Once the policy begins, the policyholder must continue to follow the rules listed in the agreement. This often includes maintaining the insured property or following safety guidelines for a business. For instance, a homeowner is typically expected to keep their home in good condition to prevent avoidable damage. If a policyholder fails to meet these responsibilities, it could lead to a lower claim payout or a complete denial of coverage if a loss occurs.

It is also vital for policyholders to understand the limits of their coverage. Many policies have deductibles or specific caps on how much the insurer will pay for certain items. For example, a standard policy might have a limit on how much it will pay for expensive jewelry unless the owner buys extra coverage. Knowing these details helps ensure that the policyholder is prepared for out-of-pocket costs and that the exchange of value remains clear for both sides.

Problems with Valid Consideration

If an insurance contract does not have valid consideration from the start, it may be considered unenforceable. This means the insurance company might not be legally required to provide any coverage. While the policyholder’s promise to pay is usually enough to start the contract, failing to provide accurate information about the risks involved can lead to legal disputes over whether the contract was ever valid in the first place.1Justia. California Civil Code § 1550

Later issues, such as missing a premium payment, are often handled differently than a total lack of consideration. If a payment is missed, the policy may lapse or be canceled according to state laws and the terms of the agreement. However, if the insurance company finds that the policyholder was dishonest from the beginning, they may try to void the policy entirely. This can leave the insured person without any protection, even for losses that happened before the problem was found.

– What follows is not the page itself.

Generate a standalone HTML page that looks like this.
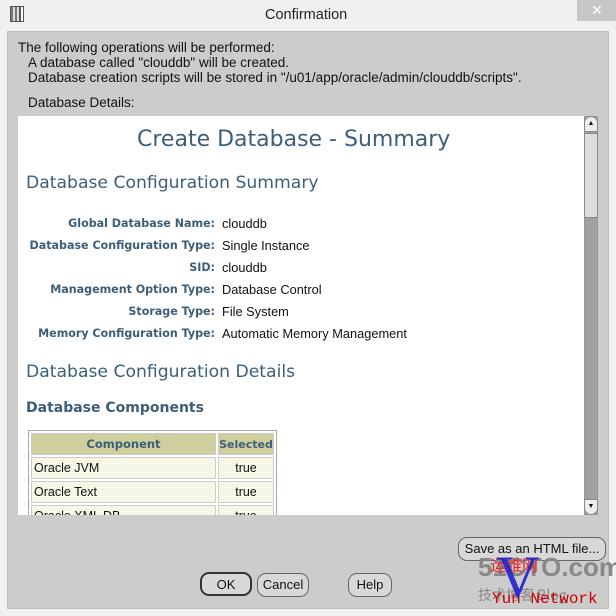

During a claim investigation, an insurer might look for evidence that the policyholder did not uphold their side of the agreement. If the insurer determines that the rules were not followed or that important information was hidden, they may deny the claim. This highlights why the exchange of value and honesty are so important. Without a valid and fair agreement, a policyholder could face significant financial losses that are not covered by the insurance company.